From 1948 on, while the United States was grappling with the
realization that its own government agencies had been infiltrated by Communist
agents like Alger Hiss, NKVD officers and their local stooges built up the
cases against Communists who were not, as it happens, dissident but who had a
less controlled biography. They had fought in Spain
or with the French resistance; they had been active in occupied countries; they
had been involved with Soviet espionage in the West. Many of them were Jews and
could be linked to Stalin’s “anti-cosmopolitan” purges and the new enemy, Israel ,
as well as the rebellious Tito. The so-called Moscovites, the Communists who
came to Eastern Europe in the van of the Red Army, were
taking over and getting rid of their rivals, the “local Communists”. There were
no ideological differences between the two groups or none that could have made
a difference; the deadly struggle was largely personal.

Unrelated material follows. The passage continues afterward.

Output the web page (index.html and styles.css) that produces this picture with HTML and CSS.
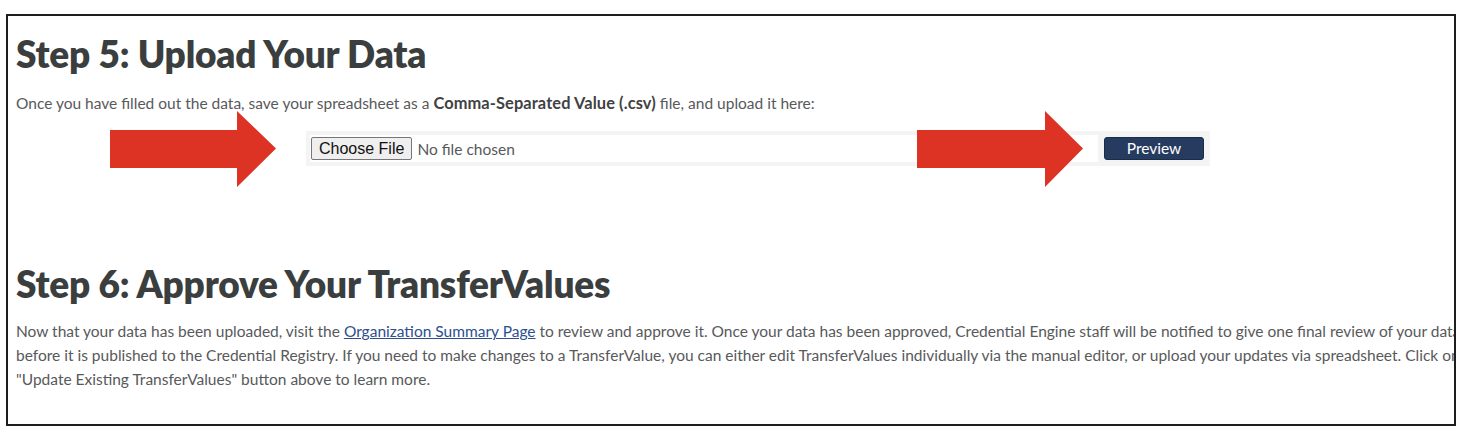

The divisions were not always clear-cut. Many of those who
had fought in Spain
had gone there from the Soviet Union and went back after
the Republicans lost. Those who survived Stalin’s purges either in Spain
itself or back home then went to their own countries as supposed “Moscovites”. The
Jews at the top of the East European Communist parties that they could be on
the victorious or the defeated side and could be either those who accused
others or were accused themselves of Zionism. Slansky, unlike Rajk in Hungary ,
was himself as much of a Moscovite Communist as Gottwald though his co-accused fell
mostly into the usual categories. Margolius was the odd one out for different
reasons: he had not joined the party till after the war but his presence among
the accused may well have been necessary to provide another economic scapegoat
as he had negotiated treaties with Western countries.

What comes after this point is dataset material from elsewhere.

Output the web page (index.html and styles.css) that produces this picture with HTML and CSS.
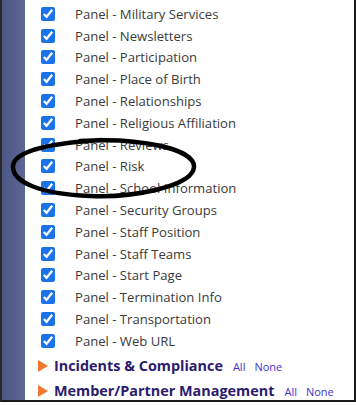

Thousands were arrested and endlessly interrogated until
they signed the requisite confessions. As so many survived and wrote about
their experiences later, we have a good idea of the sort of physical and
intellectual pressures they were under. The torture was horrific and many died
in prison. Threats to their families and promises of mercy were used as well as
the peculiarly Communist weapon of appeals to loyalty to the party and a
permanent feeling of guilt.
The outcome were three major trials, Kosto Trajev’s in
Bulgaria, the main conceptual trial of László Rajk and his “associates” in
Hungary in 1949 and the Slansky trial in Czechoslovakia exactly 60 years ago in
1952. There were secondary trials which inflicted ferocious punishments on
other Communists. The population watched and listened with apathy, applauding
as required. What did they care who killed whom among the group that had been
doing the same to them for years?
Among the many accounts the best one is probably George
Hodos’s Show
Trials: Stalinist Purges in Eastern Europe, first published in the US
in 1988 and subsequently rewritten but with very few alterations in Hungarians
and published in that country. Hodos was one of the victims, imprisoned,
tortured and sentenced to hard labour at one of the secondary trials after the
Rajk case. He survived and left the country after 1956. His book is partly an
account of his own experiences and partly a carefully researched history of the
purges and trials across Eastern Europe .
The best known of the Czech accounts is The
Confession by Artur London, one of the three survivors of the Slansky
trial, which was made into a
film with Yves Montand in the main role. London
tries to work out what were the less obvious reasons for the confessions and
feelings of guilt. Of course, much of that had already been said by Arthur
Koestler in Darkness at Noon. There
are also books by families of the accused, notably one by the Heda Margolius Kovály, the widow
of Rudolf Margolius and one by his son, Ivan.
I started with Ivan Margolius’s reminiscences; let me end
with my own from several years later, when the system was falling apart. As
small children who started school in Budapest
in the autumn of 1956 we knew that things were uneasy but failed to understand
exactly what was happening. It was morning school on October 6 (mornings and
afternoons alternated week in, week out as there was insufficient school space)
and we were walking home at lunchtime. I knew my parents would be out and
somebody was coming to look after my brother and me. It was a grey day with
intermittent rain, which had stopped producing a sort of crystalline clarity
with the droplets in the atmosphere making everything look sharper and
brighter. There were black flags everywhere. We were talking quietly. Some of
us had been told that this was the first time for some years that the Day of
Mourning, the anniversary of the execution of 13 Hungarian generals in 1849,
was marked. Others had heard another name connected with the day: Rajk. My
parents had gone to the reburial of Rajk and those who had been executed with
him. (Slansky could never have been reburied as his and his co-defendants’
ashes had been thrown out of the car onto an icy road.) They had gone and had
stood through the macabre rain-sodden ritual because they knew that it presaged
something bigger. Just over a fortnight later, on October 23, they went to
another major demonstration. By the time they returned from that, the city was
in the throes of an uprising.
I grew up in a town with many people of Hungarian background.One classmate, although born in the US, didn't learn English until he was four years old.
When I worked in Latin America, I met three Argentines of Hungarian origin. One was the son a a diplomat based in Japan, who became stateless after the Communist takeover. Another was an aerospace engineer whom the Russians imprisoned after WW2 in the hope that he could be convinced to go to work for the Russians. After 18 months in jail, the Russians let him go. He and his wife got out of Hungary ASAP. Obviously this occurred before the Communist takeover- he would neither have been released from prison nor permitted to leave once the Communists took over. The third I knew was a teenager when his family fled Hungary in the wake of the failed 1956 Revolution.
Enemies of the People is the story of Kati Morton's childhood in Hungary. She and her family fled Hungary after 1956. Kati Morton later became a TV announcer.
Thank you for those comments. It is always fascinating to see how other people have experienced the big events of the twentieth century, through meeting others, if nothing else. I have heard about Kati Morton's book but have not yet read it. Thank you also for that pointer.